Sunday, September 22, 2013

Underwater clean-up in Kuching highlights marine threat


FOLLOWING months of careful planning and coordination, the Malaysia Day Dive 2013 (MDD) concluded on a high note with a total of 64.5kg of marine debris successfully collected from in and around the WWII shipwreck of the Hiyoshi Maru, about 30km off the Santubong coast.

A stinking mess of abandoned fishing nets piled high on the boat ramp may not be anyone’s idea of the catch of the day but for the 15 volunteer divers taking part, it was a beautiful sight because it meant these nets would no longer pose a danger to ocean life.

“We’re quite pleased with what we managed to accomplish today even though we could not reach our target of collecting 100kg of fishing nets,” said event organiser Ernest Teo, when met right after the team landed on shore.

Weak ocean currents also helped diving conditions at the wreck site despite continuous rain in Kuching for most of the previous night and early morning that day.

Nevertheless, the divers still found the task of removing the nets from the wreck rather tricky, having to rely on knives and scissors to cut through the worst bits entangled over the wreck’s structure and the coral growing on and around it.

The divers’ exuberance was also somewhat tempered by the knowledge that they had no choice but to leave behind a lot more debris due to the constraints of time and lack of manpower.

Nevertheless, the team took pleasure in doing their bit to protect one of Kuching’s most popular and well-known historical diving sites.

Once on shore, the divers measured the debris collected so that the data could be logged and sent to Project AWARE (www.projectaware.org) – a global environmental movement founded by the Professional Association of Diving Instructors (PADI) – as part of Dive Against Debris (DAD).

DAD is a comprehensive, year-round data collection programme focused on the prevention of underwater debris.

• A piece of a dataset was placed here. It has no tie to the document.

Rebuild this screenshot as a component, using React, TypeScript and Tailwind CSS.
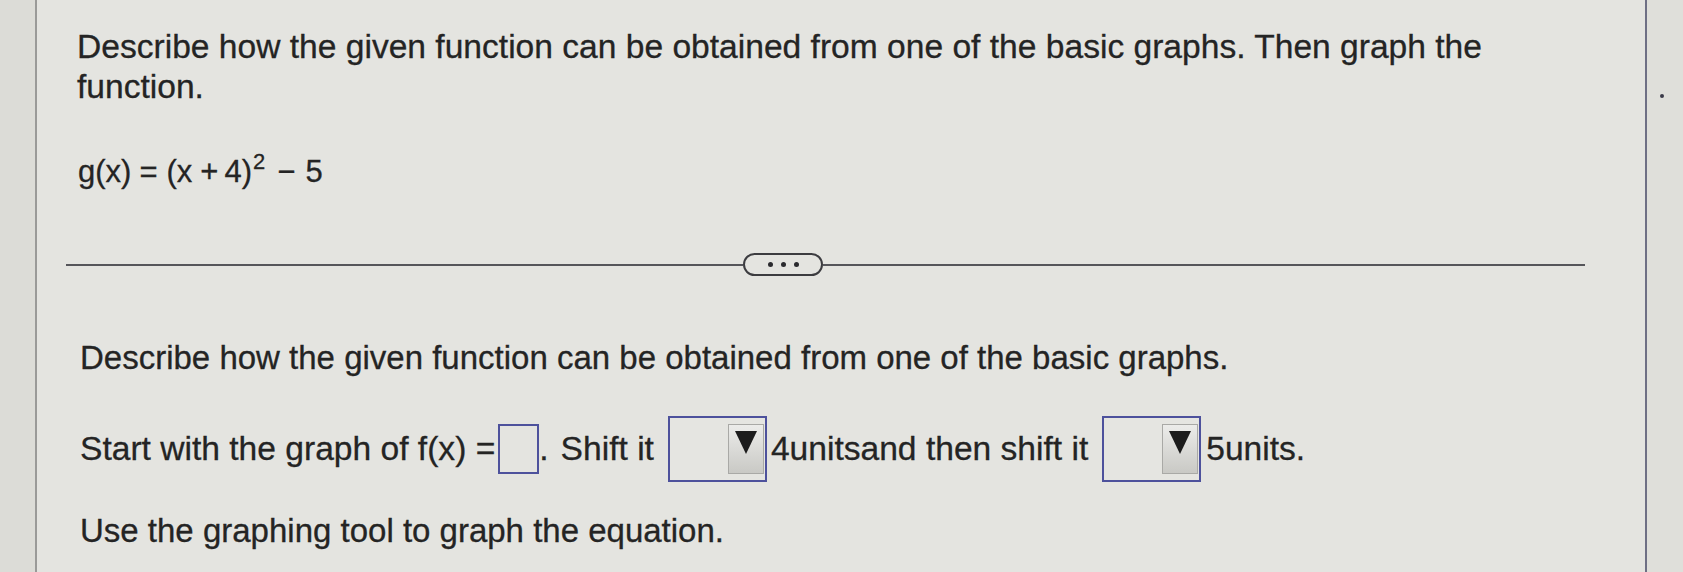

This type of information is crucial for any effort to influence environmental protection policies as well as gather key data about the current states of our oceans.

For their efforts, the MDD divers also received Project AWARE certificates for their efforts to keep the ocean debris free.

“We hope that this (dive) will encourage and inspire other divers to get involved in cleaning marine debris,” Teo said.

Unseen menace

One of the aims of the Hiyoshi Maru wreck clean-up was to highlight the significant threat posed by marine debris on ocean environments and eco-systems.

Teo pointed out that one of most obvious difficulties with surveying the amount and impact of marine debris is that a lot of it is underwater – out of sight, out of mind.

“People won’t know it is there unless they look below the surface – like scuba divers who see first-hand the damage it can cause to the environment.”

Thousands of marine animals and seabirds are killed all over the world every year by marine debris – whether from ingesting trash, getting entangled in fishing nets or having their habitats and food sources depleted by rubbish.

For endangered populations such as certain species of sea turtles, even the loss of a handful of their kind can mean the difference between survival and extinction.

Underwater threat

Unfortunately, marine debris is not the only threat faced by dive sites in Kuching. The other is the pilfering of artifacts which, to a certain extent, has been facilitated by the lack of legal protection and oversight over historical marine sites (WWII shipwrecks stripped – The Borneo Post, Sept 14).

Both marine debris and the removal of artifacts are causing serious – even irreparable –harm to Kuching’s burgeoning underwater tourism industry.

“I would say diving at the Japanese wrecks in Kuching is one of the best (wreck diving experiences) in the whole of Malaysia right now. It’s an asset we rarely promote but now (through MDD) we have a good opportunity to promote it,” said Teo.